Every part of the divorce process comes with its stresses and every divorce is different. Some ex-spouses find themselves at odds over child custody arrangements while others have trouble agreeing on support terms. One divorce step that is common among all divorces is the facilitation of the division of marital property.
How courts distribute your property may have long-term effects on your life. It’s natural to be concerned about what may happen to such properties, especially if your assets are of high value or you are sentimentally attached to them. Consequently, you may be wondering what defines marital property and non-marital property in the state of Ohio.
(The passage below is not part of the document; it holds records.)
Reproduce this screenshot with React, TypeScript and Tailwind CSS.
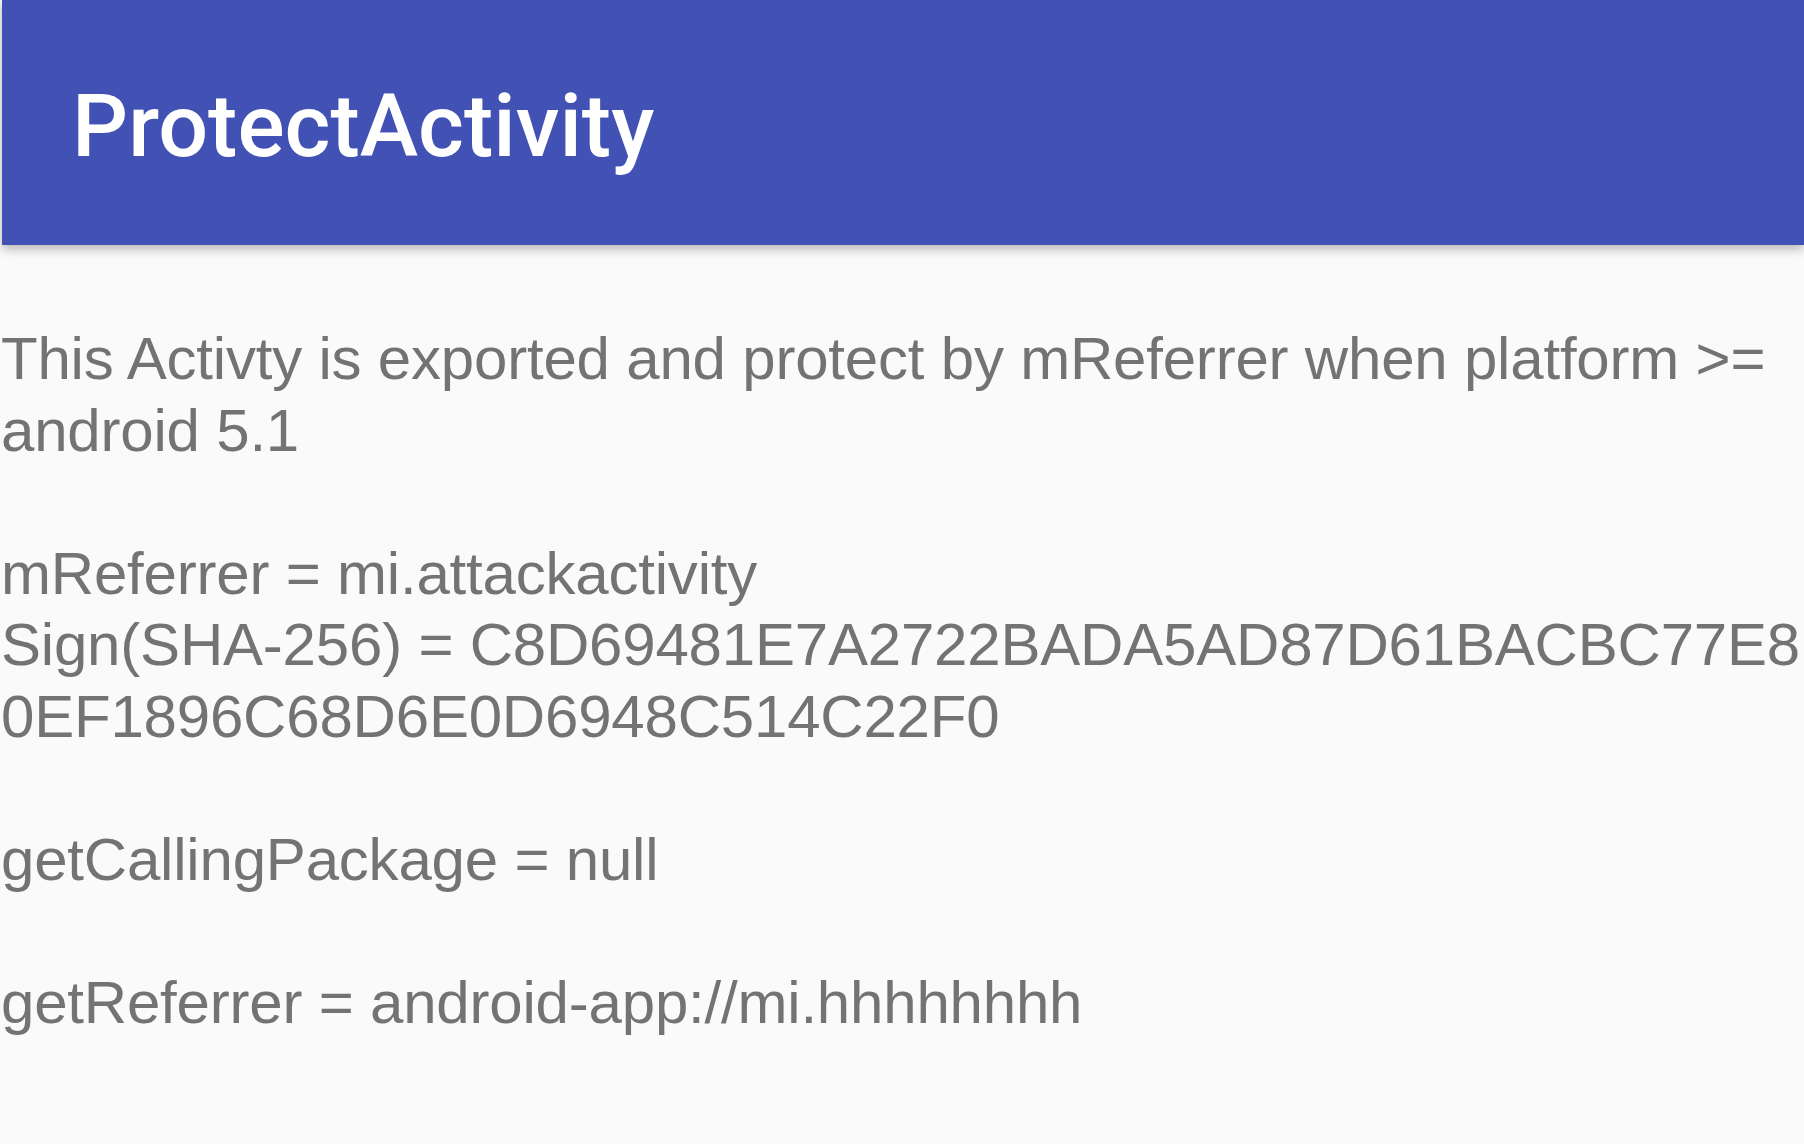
import React from "react";

const lines: string[] = [
  "This Activty is exported and protect by mReferrer when platform >=",
  "android 5.1",
  "",
  "mReferrer = mi.attackactivity",
  "Sign(SHA-256) = C8D69481E7A2722BADA5AD87D61BACBC77E8",
  "0EF1896C68D6E0D6948C514C22F0",
  "",
  "getCallingPackage = null",
  "",
  "getReferrer = android-app://mi.hhhhhhhh",
];

export default function App() {
  return (
    <div className="w-[1804px] h-[1144px] bg-[#fafafa] overflow-hidden flex flex-col">
      <header className="relative z-10 h-[245px] ml-[2px] bg-[#4252b4] shadow-[0_4px_10px_rgba(0,0,0,0.28)] pl-[70px] pt-[82px] shrink-0">
        <h1 className="text-white text-[88px] leading-[88px] font-medium font-['Roboto',sans-serif] tracking-[0px]">
          ProtectActivity
        </h1>
      </header>
      <main className="pt-[78px] pl-[1px] font-['Liberation_Sans',Arial,sans-serif] text-[60px] leading-[71.5px] tracking-[-0.2px] text-[#737373]">
        {lines.map((l, i) => (
          <div key={i} className="whitespace-pre h-[71.5px]">
            {l}
          </div>
        ))}
      </main>
    </div>
  );
}
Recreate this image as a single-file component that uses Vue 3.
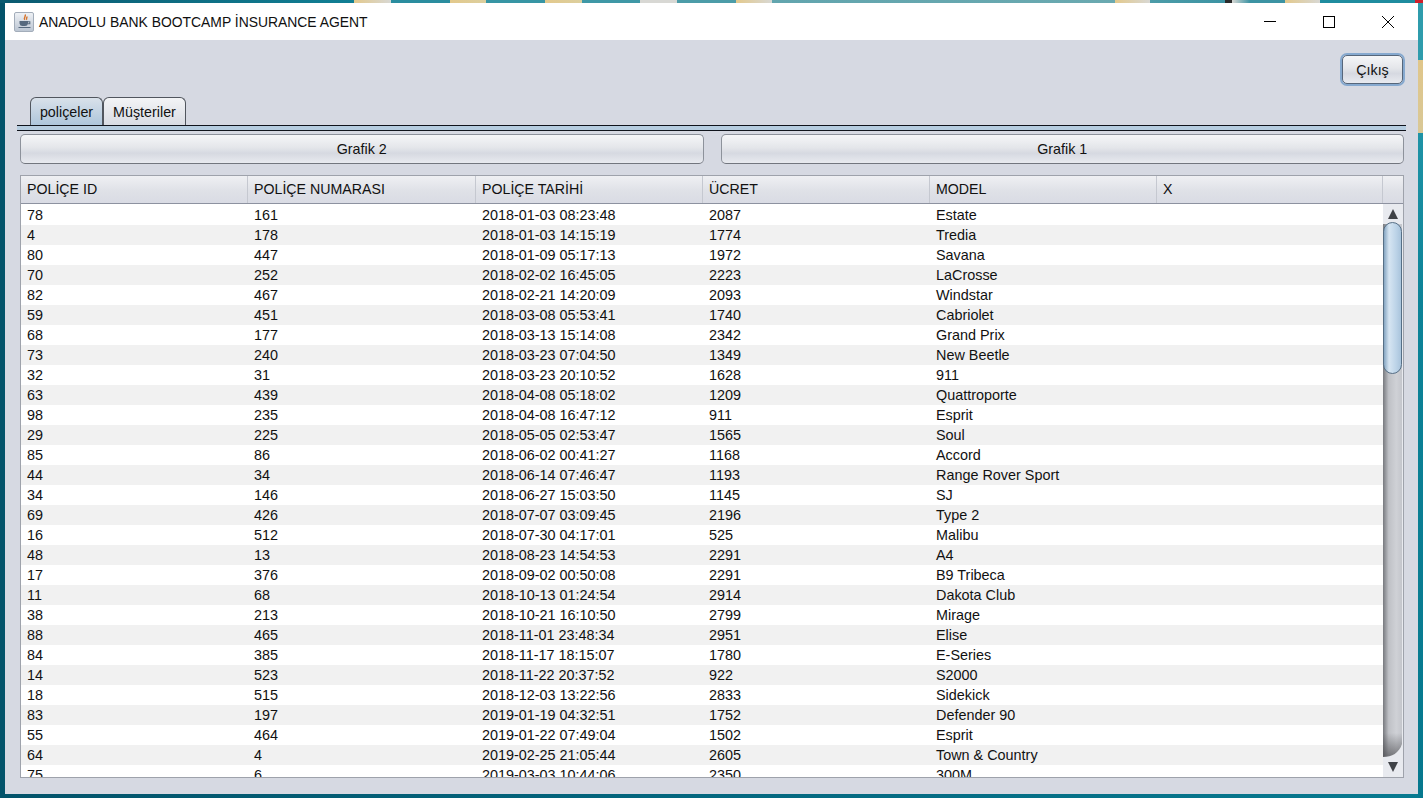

Marital property is all property that spouses acquire during the time of the marriage – that is, from the date that the marriage began through the divorce decree. Ohio considers the following to be marital property:
- Personal and real property currently owned by spouses
- Retirement benefits
- Income and appreciation resulting from a spouse’s contribution toward owned properties
- Any interest in personal or real estate property
- Funds collected in a public employee account
Ohio divorce courts do not distribute non-marital property, or separate property, to each spouse. Rather, the property remains with the entitled spouse. Such non-marital property may include:
- Any personal property, real estate or interest accumulated which was acquired before the marriage
- One spouse’s inheritance
- Exclusions included in a prenuptial agreement
- Gifts given to one spouse during the time of the marriage
- Interest or income acquired from separate property
Your divorce does not have to come with so many unanswered questions. There are resources available to you that can ease your concerns and help you know what to expect as you move forward into a new chapter in your life.